1つ空いていた席に娘が座り、私はしばらく立ち見をしていたのですが間もなく2人が席を立ったので、 通路側の空いた席に坐りました。

 ほどなくして、隣の空いた席に男性がひとりやってきて坐りました。その時、何かピンと感じました。
どこがどうということはないのですが、何となく感じて用心していると、 案の定、ひじかけからソロソロと手が伸びて来ているようでした。
「あ、来ているな・・・。」とは思ってもまだ、触ってはいません。(私も冷静なこと! さすが、中年のおばちゃん!)
画面のドタバタに笑いながらも、隣の男の挙動不審を横目で見ている余裕もあり!

 内気な痴漢はとうとう私の膝に触れてきました。「それっ!」とばかりに「痴漢や〜っ」と叫び、男をひっつかまえ・・はしませんでした。「ちょっと!すいません・・・!」と持っていたレモンティの缶でその男の手を払いのけ、さりげなく映画を見続けているのが関の山でした。まあ、その男はこそこそと席を立ってでていってくれたから良かったっけれど、この辺りが今時の中年のかわいいところで、きょうびの若い女の子なら「ちょっと! なにすんの!」と、大声を上げて撃退したことでしょう。

 今でこそ冷静に痴漢に対処できるようになりましたが、昔の私は(純情無垢な女子高生時代!)あまりの出来事に、赤くなってうつむいているしかなかったのですから・・・いや、ほんと! 阪急の宝塚線ですから上品なサラリーマンばかりと思いきや、何処からともなく手が伸びてきたり、足が割り込んできたり・・・。体の向きを変えるぐらいが関の山で、捕まえて駅員に突き出すなんて勇気はとてもとても・・・。

それに比べると、この頃の女子高生は、とても強い!
JRの環状線は痴漢のメッカらしいですが、ある女子高生はその電車のなかで痴漢を捕まえて、賠償金を要求したそうです。 連日、要求通りにサラリーマンらしき男達は1万円づつ払ったそうです。今時の女子高生の、ちゃっかり加減とあっけらかんとした強さには舌を巻いてしまいます。

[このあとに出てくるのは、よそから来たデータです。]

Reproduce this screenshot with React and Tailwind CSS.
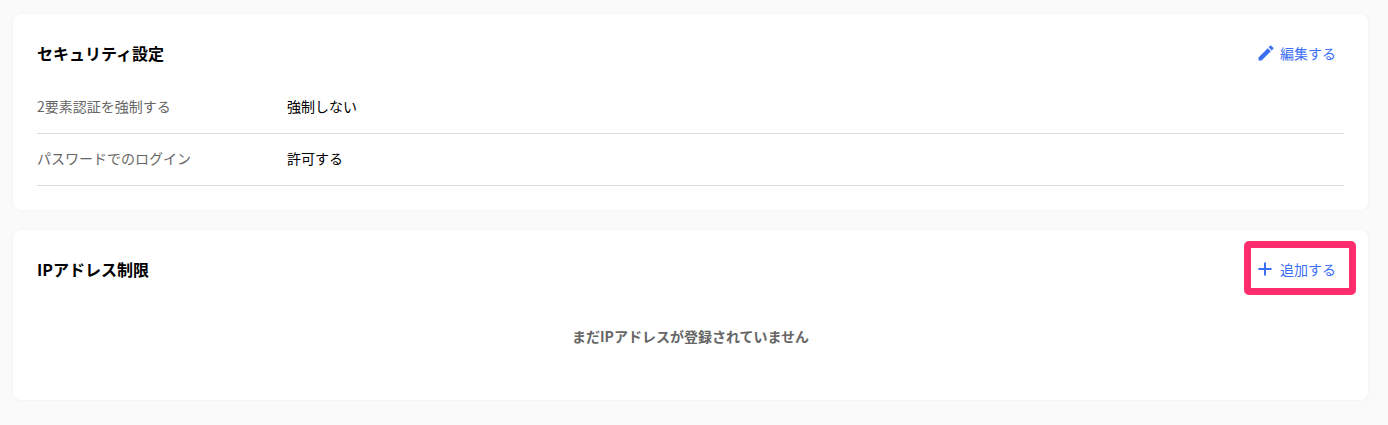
import { Plus } from 'lucide-react';

const settings = [
  { label: '2要素認証を強制する', value: '強制しない' },
  { label: 'パスワードでのログイン', value: '許可する' },
];

function ActionButton({ icon, children }) {
  return (
    <button className="flex h-10 items-center gap-1 px-2 text-sm text-[#3d6ff5]">
      {icon}
      <span>{children}</span>
    </button>
  );
}

function PencilIcon() {
  return (
    <svg className="h-5 w-5" viewBox="0 0 24 24" fill="currentColor">
      <path d="M3 17.25V21h3.75L17.81 9.94l-3.75-3.75L3 17.25zM20.71 7.04a1 1 0 0 0 0-1.41l-2.34-2.34a1 1 0 0 0-1.41 0l-1.83 1.83 3.75 3.75 1.83-1.83z" />
    </svg>
  );
}

export default function App() {
  return (
    <div className="min-h-[425px] bg-[#fafafa] px-[13px] pt-[14px] font-['Noto_Sans_CJK_JP',sans-serif] text-black">
      {/* Security settings */}
      <section className="h-[196px] w-[1355px] rounded-lg bg-white px-6 shadow-[0_0_3px_rgba(0,0,0,0.06)]">
        <div className="flex items-center justify-between pt-[19px] pb-[9px]">
          <h2 className="text-base font-bold">セキュリティ設定</h2>
          <ActionButton icon={<PencilIcon />}>編集する</ActionButton>
        </div>
        {settings.map((row) => (
          <div key={row.label} className="flex h-[52px] items-center border-b border-[#dcdcdc] pb-1 text-sm">
            <span className="w-[250px] text-[#666666]">{row.label}</span>
            <span>{row.value}</span>
          </div>
        ))}
      </section>

      {/* IP address restriction */}
      <section className="mt-5 h-[170px] w-[1355px] rounded-lg bg-white px-6 shadow-[0_0_3px_rgba(0,0,0,0.06)]">
        <div className="flex items-center justify-between pt-[19px] pb-[9px]">
          <h2 className="text-base font-bold">IPアドレス制限</h2>
          <div className="relative">
            <ActionButton icon={<Plus className="-ml-px mr-px h-5 w-5" strokeWidth={2.4} />}>追加する</ActionButton>
            <div className="absolute -left-1 -top-2 h-[54px] w-[112px] rounded-[5px] border-[7px] border-[#ff2d6b]" />
          </div>
        </div>
        <p className="pt-7 text-center text-sm font-bold text-[#666666]">まだIPアドレスが登録されていません</p>
      </section>
    </div>
  );
}
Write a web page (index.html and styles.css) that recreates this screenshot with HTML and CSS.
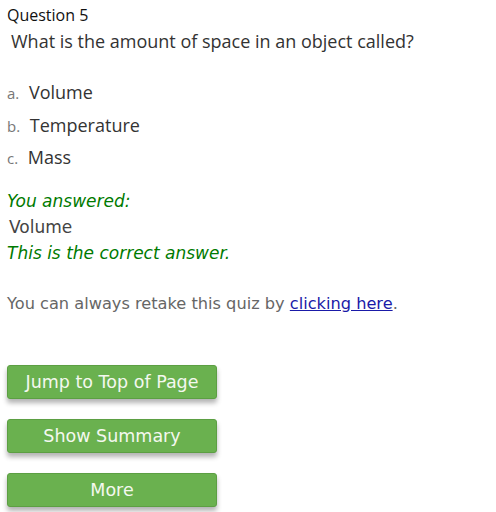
FILE: index.html
```html
<!DOCTYPE html>
<html>
<head>
  <link rel="stylesheet" href="styles.css">
</head>
<body>
  <div class="quiz">
    <div class="q-num">Question 5</div>
    <div class="q-text">What is the amount of space in an object called?</div>
    <ol class="choices">
      <li><span class="letter">a.</span> Volume</li>
      <li><span class="letter">b.</span> Temperature</li>
      <li><span class="letter">c.</span> Mass</li>
    </ol>
    <div class="result">
      <div class="green">You answered:</div>
      <div class="given">Volume</div>
      <div class="green">This is the correct answer.</div>
    </div>
    <p class="retake">You can always retake this quiz by <a href="#">clicking here</a>.</p>
    <div class="buttons">
      <a href="#" class="btn">Jump to Top of Page</a>
      <a href="#" class="btn">Show Summary</a>
      <a href="#" class="btn">More</a>
    </div>
  </div>
</body>
</html>
```
FILE: styles.css
```css
body { margin: 0; background: #fff; }
.quiz { padding: 5px 7px; }
.q-num { font-family: "Open Sans", sans-serif; font-size: 16px; color: #111; line-height: 20px; }
.q-text { font-family: "Open Sans", sans-serif; font-size: 18px; color: #333; line-height: 24px; margin: 4px 0 0 4px; }
.choices { list-style: none; margin: 27px 0 0; padding: 0; font-family: "Open Sans", sans-serif; font-size: 18px; color: #333; }
.choices li { line-height: 24px; margin-bottom: 8px; }
.choices li:nth-child(2) { margin-bottom: 7px; }
.letter { color: #777; font-size: 15px; margin-right: 5px; }
.result { margin-top: 18px; font-family: "DejaVu Sans", Verdana, sans-serif; font-size: 17px; line-height: 26px; }
.green { color: #007a00; font-style: italic; }
.given { color: #444; padding-left: 2px; }
.retake { font-family: "DejaVu Sans", Verdana, sans-serif; font-size: 16.2px; color: #666; margin: 25px 0 0; line-height: 26px; }
.retake a { color: #1a1aa8; }
.buttons { margin-top: 48px; display: flex; flex-direction: column; gap: 20px; }
.btn { display: block; width: 208px; height: 32px; line-height: 32px; text-align: center; background: #6ab14f; border: 1px solid #5c9f43; color: #f4f8ef; border-radius: 3px; text-decoration: none; font-family: "DejaVu Sans", Verdana, sans-serif; font-size: 17.5px; box-shadow: 0 4px 5px rgba(0,0,0,0.3); }
```
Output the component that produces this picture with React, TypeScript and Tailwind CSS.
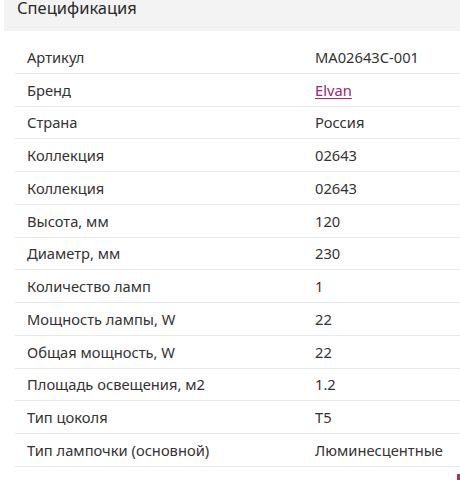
const specs: { label: string; value: string; link?: boolean }[] = [
  { label: 'Артикул', value: 'MA02643C-001' },
  { label: 'Бренд', value: 'Elvan', link: true },
  { label: 'Страна', value: 'Россия' },
  { label: 'Коллекция', value: '02643' },
  { label: 'Коллекция', value: '02643' },
  { label: 'Высота, мм', value: '120' },
  { label: 'Диаметр, мм', value: '230' },
  { label: 'Количество ламп', value: '1' },
  { label: 'Мощность лампы, W', value: '22' },
  { label: 'Общая мощность, W', value: '22' },
  { label: 'Площадь освещения, м2', value: '1.2' },
  { label: 'Тип цоколя', value: 'T5' },
  { label: 'Тип лампочки (основной)', value: 'Люминесцентные' },
]

export default function App() {
  return (
    <div
      className="w-[460px] h-[480px] overflow-hidden bg-white text-[#333333] relative"
      style={{ fontFamily: '"Noto Sans", "Open Sans", sans-serif' }}
    >
      {/* Header */}
      <div className="ml-1 h-[31px] bg-[#f3f3f3] pl-[13px] flex items-start">
        <h2 className="text-[16.5px] leading-[20px] -mt-[2px] text-[#2b2b2b]">Спецификация</h2>
      </div>

      {/* Table */}
      <div className="mt-[10px] ml-[15px]">
        {specs.map((row, i) => (
          <div
            key={i}
            className="flex items-center h-[32.75px] border-b border-[#e9e9e9] text-[14.7px] pl-3"
          >
            <span className="w-[288px] shrink-0">{row.label}</span>
            {row.link ? (
              <a href="#" className="text-[#a3256d] underline underline-offset-2">
                {row.value}
              </a>
            ) : (
              <span>{row.value}</span>
            )}
          </div>
        ))}
      </div>

      <div className="absolute right-0 bottom-0 w-[3px] h-[6px] bg-[#b03060]" />
    </div>
  )
}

それにつけても、男はかわいそうな生き物です。自分の理性ではどうにも制御できない魔物をかかえているようですね。大学教授や、お医者、某国の大統領まで、その魔物をてなずけることが出来ず、ようやく得た自分の地位を失ったり、危うく失いそうになったり。
何だか男という生き物、哀れでもあり、こっけいでもあり・・・。
その男の弱みにつけこむのは女で、まあ、お互いいい勝負というところでしょうか?
 女も好きな男には触られたい訳で、痴漢やセクハラというのも、いやな男に触られるから問題になるだけのことですね。 光源氏は、現代で考えれば「のぞき」や「痴漢」、「セクハラ」、「レイプ」と目を覆うばかりのやりたい放題をしているのです。彼がするとそれが、ゆかしい行いになるのですから、世の中不公平と言えば、不公平。
電車や映画館での、タダでできるささやかな快感。何ともしみったれていてお気の毒!
タダ程こわいものはないのにね!
 映画が終わって明るくなったら、くだんの痴漢、びっくり仰天やろね・・・。
「あんなオバハンに手を出したやなんて、俺もヤキが廻った」・・・ってね。